Robert Hannah died of pneumonia in 1930. At the time, he had 19 stores in the North Island and 11 in the South Island, in addition to his factory.

The Napier and Hastings stores were destroyed in the 1931 Hawke's Bay earthquake, along with a new shipment of English shoes and other stock.

Three stores at one of the Hastings stores died. William Hannah was visiting his accountant at the time; the two men grabbed each other and made it out of the three-storey YMCA building they were in without injury.

Robert Hannah's son brought William Hannah and his family back to the family home in Wellington. William initially lived in a tent outside the house as he no longer trusted being inside a building. A few years later he returned to Hawke's Bay, living in a tent while he rebuilt the business in Napier and Hastings.

The First Labour Government started restricting footwear imports and increasing import tariffs in 1938 to protect the local footwear industry.

In 1983 the New Brighton, Christchurch Hannahs store was one of the first retailers in Canterbury to trade on a Saturday.

The Fourth Labour Government removed import restrictions on footwear and began lowering in the late 1980s, leading to a sharp increase in the volume of shoes imported from China and other Asian countries. Many local shoe manufacturers closed

Richard Johnson, Robert Hannah's great-great grandson, has worked for Hannahs as a staff member and consultant.

===1990s===

The site of the original Leeds Street factory was converted into residential apartments during the 1996. A section of Leeds Street is now called Hannahs Laneway.

Hannahs launched its own footwear brand Pulp in 1997.

The company relocated its headquarters to Porirua in 1999.

===2000s===

During the late 1990s and early 2000s, Hannahs stated to stock a range of international footwear and accessory brands, including Hush Puppies, Steve Madden, Ipanema x Gisele Bundchen, Kardashian Kollection handbags, Truth or Dare by Madonna and Keds.

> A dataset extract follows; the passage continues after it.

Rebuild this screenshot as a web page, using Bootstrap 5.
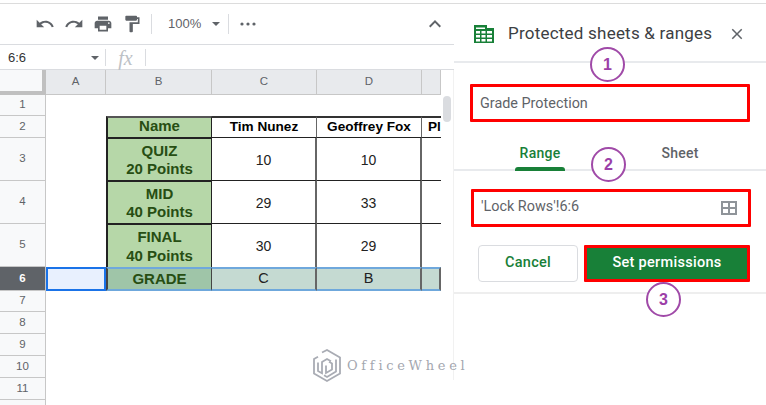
<!DOCTYPE html>
<html lang="en"><head><meta charset="utf-8"><title>Protected sheets</title>
<link rel="stylesheet" href="https://cdn.jsdelivr.net/npm/bootstrap@5.3.0/dist/css/bootstrap.min.css">
<style>
html,body{margin:0;width:766px;height:405px;overflow:hidden;background:#fff}
.app{width:766px;height:405px;position:relative;overflow:hidden;font-family:"Liberation Sans",Arial,sans-serif}
.topline{height:4px;border-bottom:1px solid #dcdcdc}
.mainrow{height:401px}
.leftcol{width:454px;flex:none}
.toolbar{height:41px;border-bottom:1px solid #dadce0;padding-left:35px;color:#5f6368}
.toolbar svg{fill:#5f6368;display:block;flex:none}
.toolicon{margin-left:9px}
.vsep{width:1px;height:20px;background:#dadce0;flex:none}
.zoomtxt{font-size:13px;color:#5f6368;width:32px;margin-left:16px}
.caret{width:0;height:0;border-left:4px solid transparent;border-right:4px solid transparent;border-top:4px solid #5f6368;flex:none}
.fxbar{height:25px;border-bottom:1px solid #dadce0;font-size:13px;color:#333;padding-top:1px}
.namebox{width:105px;padding-left:8px;padding-right:6px;flex:none}
.fxlabel{font-family:"Liberation Serif",serif;font-style:italic;font-size:20px;color:#bdc1c6;width:39px;text-align:center;line-height:1}
.shortvsep{height:17px}
.sheetwrap{height:310px}
.gridsheet{display:grid;width:441px;grid-template-columns:46px 60px 106px 105px 105px 19px;grid-template-rows:25px 21px 22px 43px 43px 43px 24px 21px 22px 22px 22px 22px 20px;border-right:1px solid #dadce0;flex:none}
.gridsheet>div{display:flex;align-items:center;justify-content:center;min-width:0;overflow:hidden;white-space:nowrap}
.corner{background:#f8f9fa;border-right:4px solid #c0c0c0;border-bottom:4px solid #c0c0c0}
.colhead{background:#e8eaed;color:#5f6368;font-size:11.5px;border-right:1px solid #c7c7c7;border-bottom:1px solid #c7c7c7}
.rowhead{background:#f8f9fa;color:#5f6368;font-size:11.5px;border-right:1px solid #c7c7c7;border-bottom:1px solid #c7c7c7}
.rowactive{background:#5f6368;color:#fff;font-weight:700}
.blankspan{grid-column:2/7}
.emptycell{background:#fff}
.labelcell{background:#b6d7a8;color:#274e13;font-weight:700;font-size:15px;line-height:18.5px;padding-top:1px;text-align:center;white-space:pre-line!important;border:1px solid #222;border-width:1px 1px 1px 2px}
.gridsheet>.namecell{border-top:2px solid #555;padding:0 0 2px}
.headcell{background:#fff;color:#000;font-weight:700;font-size:13.6px;border-top:2px solid #333;border-bottom:1px solid #222;border-right:1px solid #666}
.datacell{background:#fff;color:#222;font-size:14px;padding-top:2px;border-bottom:1px solid #222;border-right:2px solid #666}
.gridsheet>.lastrow{border-bottom:0}
.datacut{border-right:0;justify-content:flex-start!important;padding-left:6px}
.selectcell{background:#e8f0fe;border:2px solid #1a73e8}
.gradelab{background:#9fc5a8;color:#274e13;font-weight:700;font-size:15px;border-top:2px solid #6fa8dc;border-bottom:2px solid #6fa8dc;border-left:2px solid #444;border-right:1px solid #444}
.gradecell{background:#c5dad2;color:#222;font-size:14.5px;border-top:2px solid #6fa8dc;border-bottom:2px solid #6fa8dc;border-right:2px solid #666}
.scrolltrack{width:13px;flex:none;border-right:1px solid #f1f1f1;padding:26px 2px 0 2px}
.thumb{height:26px;width:8px;background:#dadce0;border-radius:4px}
.panel{width:312px;flex:none;font-family:Roboto,"Liberation Sans",sans-serif;color:#3c4043}
.panelhead{height:59px;border-bottom:2px solid #e8eaed;padding-left:19px;padding-top:2px}
.paneltitle{font-size:17px;letter-spacing:.22px;color:#3c4043;margin-left:13px;width:220px;white-space:nowrap}
.formbox{margin:0;height:38px;border:3px solid #f00;border-radius:1px;font-size:14.4px;color:#5f6368;padding:0 7px;display:flex;align-items:center;background:#fff;line-height:1;width:280px;flex:none}
.namefield{margin-left:16px;margin-top:21px;padding-top:2px}
.rangefield{margin-left:17px;margin-top:18px;justify-content:space-between;padding-right:11px;padding-bottom:1px}
.tabstrip{height:49px;border-bottom:2px solid #e8eaed;padding:0 16px}
.tabitem{width:140px;font-size:14px;font-weight:500;letter-spacing:.25px;color:#5f6368;text-align:center;padding-top:21px;height:49px;position:relative}
.tabon{color:#188038}
.tabbar{position:absolute;left:45px;bottom:0;width:50px;height:4px;background:#188038;border-radius:3px 3px 0 0}
.btnrow{margin-top:18px;padding-left:24px;height:37px;gap:6px}
.btncancel{width:100px;height:37px;border:1px solid #dadce0;border-radius:4px;background:#fff;color:#188038;font-size:14.5px;font-weight:500;letter-spacing:.3px;padding:0 0 2px}
.btnset{width:166px;height:37px;border:3px solid #f00;border-radius:1px;background:#188038;color:#fff;font-size:14.5px;font-weight:500;letter-spacing:.3px;padding:0 0 2px}
.panelrule{margin-top:10px;border-top:2px solid #eee}
.badgering{position:absolute;width:35px;height:35px;border:2.5px solid #a04aa8;border-radius:50%;color:#9c3fa8;font-family:"Liberation Sans",sans-serif;font-weight:700;font-size:16px;display:flex;align-items:center;justify-content:center;background:#fff}
.ring1{left:590px;top:47px}
.ring2{left:591px;top:147px}
.ring3{left:646px;top:282px}
.watermark{position:absolute;left:312px;top:349px;display:flex;align-items:center;color:#b2b5bc}
.wmtext{font-family:"DejaVu Serif","Liberation Serif",serif;font-size:13px;letter-spacing:3.7px;margin-left:5px;white-space:nowrap;color:#a4a7af}
</style></head><body>
<div class="app">
 <div class="topline"></div>
 <div class="d-flex mainrow">
  <div class="leftcol d-flex flex-column">
   <div class="toolbar d-flex align-items-center">
    <svg width="20" height="20" viewBox="0 0 24 24"><path d="M12.5 8c-2.65 0-5.05.99-6.9 2.6L2 7v9h9l-3.62-3.62c1.39-1.16 3.16-1.88 5.12-1.88 3.54 0 6.55 2.31 7.6 5.5l2.37-.78C21.08 11.03 17.15 8 12.5 8z"/></svg>
    <svg class="toolicon" width="20" height="20" viewBox="0 0 24 24"><path d="M18.4 10.6C16.55 8.99 14.15 8 11.5 8c-4.65 0-8.58 3.03-9.96 7.22L3.9 16c1.05-3.19 4.05-5.5 7.6-5.5 1.95 0 3.73.72 5.12 1.88L13 16h9V7l-3.6 3.6z"/></svg>
    <svg class="toolicon" width="20" height="20" viewBox="0 0 24 24"><path d="M19 8H5c-1.66 0-3 1.34-3 3v6h4v4h12v-4h4v-6c0-1.66-1.34-3-3-3zm-3 11H8v-5h8v5zm3-7c-.55 0-1-.45-1-1s.45-1 1-1 1 .45 1 1-.45 1-1 1zm-1-9H6v4h12V3z"/></svg>
    <svg class="toolicon" width="20" height="20" viewBox="0 0 24 24"><path d="M18 4V3c0-.55-.45-1-1-1H5c-.55 0-1 .45-1 1v4c0 .55.45 1 1 1h12c.55 0 1-.45 1-1V6h1v4H9v11c0 .55.45 1 1 1h2c.55 0 1-.45 1-1v-9h8V4h-3z"/></svg>
    <div class="vsep" style="margin-left:9px"></div>
    <div class="zoomtxt">100%</div>
    <div class="caret" style="margin-left:12px"></div>
    <div class="vsep" style="margin-left:8px"></div>
    <svg style="margin-left:11px" width="16" height="4" viewBox="0 0 16 4"><circle cx="2" cy="2" r="1.600"/><circle cx="8" cy="2" r="1.600"/><circle cx="14" cy="2" r="1.600"/></svg>
    <svg class="ms-auto" style="margin-right:7px" width="24" height="24" viewBox="0 0 24 24"><path d="M7.41 15.41L12 10.83l4.59 4.58L18 14l-6-6-6 6z"/></svg>
   </div>
   <div class="fxbar d-flex align-items-center">
    <div class="namebox d-flex align-items-center justify-content-between"><span>6:6</span><span class="caret"></span></div>
    <div class="vsep shortvsep"></div>
    <div class="fxlabel">fx</div>
    <div class="vsep shortvsep"></div>
   </div>
   <div class="d-flex sheetwrap">
    <div class="gridsheet">
     <div class="corner"></div><div class="colhead">A</div><div class="colhead">B</div><div class="colhead">C</div><div class="colhead">D</div><div class="colhead"></div>
     <div class="rowhead">1</div><div class="emptycell blankspan"></div>
     <div class="rowhead">2</div><div class="emptycell"></div><div class="labelcell namecell">Name</div><div class="headcell">Tim Nunez</div><div class="headcell">Geoffrey Fox</div><div class="headcell datacut">Pl</div>
     <div class="rowhead">3</div><div class="emptycell"></div><div class="labelcell">QUIZ
20 Points</div><div class="datacell">10</div><div class="datacell">10</div><div class="datacell datacut"></div>
     <div class="rowhead">4</div><div class="emptycell"></div><div class="labelcell">MID
40 Points</div><div class="datacell">29</div><div class="datacell">33</div><div class="datacell datacut"></div>
     <div class="rowhead">5</div><div class="emptycell"></div><div class="labelcell lastrow">FINAL
40 Points</div><div class="datacell lastrow">30</div><div class="datacell lastrow">29</div><div class="datacell datacut lastrow"></div>
     <div class="rowhead rowactive">6</div><div class="selectcell"></div><div class="gradelab">GRADE</div><div class="gradecell">C</div><div class="gradecell">B</div><div class="gradecell datacut"></div>
     <div class="rowhead">7</div><div class="emptycell blankspan"></div>
     <div class="rowhead">8</div><div class="emptycell blankspan"></div>
     <div class="rowhead">9</div><div class="emptycell blankspan"></div>
     <div class="rowhead">10</div><div class="emptycell blankspan"></div>
     <div class="rowhead">11</div><div class="emptycell blankspan"></div>
     <div class="rowhead"></div><div class="emptycell blankspan"></div>
    </div>
    <div class="scrolltrack"><div class="thumb"></div></div>
   </div>
  </div>
  <div class="panel d-flex flex-column">
   <div class="panelhead d-flex align-items-center">
    <svg width="22" height="20" viewBox="0 0 22 20"><path fill="#188038" d="M1 1h13v3h7v15H1z"/><path fill="#fff" d="M3 3.500h9v1.500H3zM3 7h4v2.500H3zM8.500 7h4v2.500h-4zM14 7h5v2.500h-5zM3 11h4v2.500H3zM8.500 11h4v2.500h-4zM14 11h5v2.500h-5zM3 15h4v2.500H3zM8.500 15h4v2.500h-4zM14 15h5v2.500h-5z"/></svg>
    <div class="paneltitle">Protected sheets &amp; ranges</div>
    <svg width="18" height="18" viewBox="0 0 24 24"><path fill="#5f6368" d="M19 6.410L17.590 5 12 10.590 6.410 5 5 6.410 10.590 12 5 17.590 6.410 19 12 13.410 17.590 19 19 17.590 13.410 12z"/></svg>
   </div>
   <div class="form-control formbox namefield">Grade Protection</div>
   <div class="tabstrip d-flex">
    <div class="tabitem tabon">Range<span class="tabbar"></span></div>
    <div class="tabitem">Sheet</div>
   </div>
   <div class="form-control formbox rangefield"><span>'Lock Rows'!6:6</span>
    <svg width="16" height="14" viewBox="0 0 16 14"><path fill="#8f9499" d="M0 0h16v14H0zm2 2v4h5V2zm7 0v4h5V2zM2 8v4h5V8zm7 0v4h5V8z" fill-rule="evenodd"/></svg>
   </div>
   <div class="d-flex btnrow">
    <button type="button" class="btn btncancel">Cancel</button>
    <button type="button" class="btn btnset">Set permissions</button>
   </div>
   <div class="panelrule"></div>
  </div>
 </div>
 <div class="badgering ring1">1</div>
 <div class="badgering ring2">2</div>
 <div class="badgering ring3">3</div>
 <div class="watermark">
  <svg width="30" height="34" viewBox="0 0 30 34" fill="none" stroke="#a9acb4" stroke-width="1.800"><path d="M10 3.500 15 1l13 7.500v16L15 32 2 24.500V10l4-2.300"/><path d="M6 13.500V22l4 2.300V13l5-3 4 2.300M24 10.500v12L15 28l-3-1.700"/><path d="M14 16.500V24l6-3.500v-6l-3-1.700"/></svg>
  <span class="wmtext">OfficeWheel</span>
 </div>
</div>
<script src="https://cdn.jsdelivr.net/npm/bootstrap@5.3.0/dist/js/bootstrap.bundle.min.js"></script>
</body></html>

In 2005, Hannahs owner Hellaby Holdings purchased Number 1 Shoe Warehouse for $22 million.

===2010s===

In 2010, there were 48 stores around New Zealand branded as Number 1 Shoe Warehouse. The stores were all rebranded as Number One Shoes in 2012, as the chain shifted its focus to affordable "trendy" shoes.

In 2012, the Commerce Commission formally warned Number One Shoes for advertising children's shoes made of vinyl and less-quality leather as "full-grain leather". It was the second time the Commission had investigated the chain over its claims. The chain said it mainly sold synthetic shoes and had made a "mistake in terminology".

In 2014, Number One Shoes was the largest footwear retailer in New Zealand. In November of that year, it signed its first New Zealand supply deal with Christchurch gumboot manufacturer Sandford Industries.

Hannahs and Number One Shoes went through changes of ownership in 2015 and 2017. At the time of the 2017 sale, there were 51 Hannahs stores and 89 Number One Shoes stores, which employed hundreds of people and represented about a quarter of the New Zealand footwear market.

In 2018, Hannahs marked its 150th anniversary. It had 50 stores and was the country's largest retailer of international footwear brands such as Clarks, Hush Puppies and Keds.

In May 2021, an employee at the Number One Shoes store in Palmerston North was arrested for allegedly taking photos of co-workers and customers before performing lewd acts with their shoes the previous month. Newshub reported he had allegedly posted images of up to 250 teenage girls on Facebook. He pleaded guilty to two charges of offensive behaviour, and was discharged without conviction.

In 2021, Hannahs was starting to close its "shabby" or under-performing stores or merge stores with Number One Shoes. The chain had been losing market share to rival chain Merchant 1948, department stores and online retailers due to its conservative business model.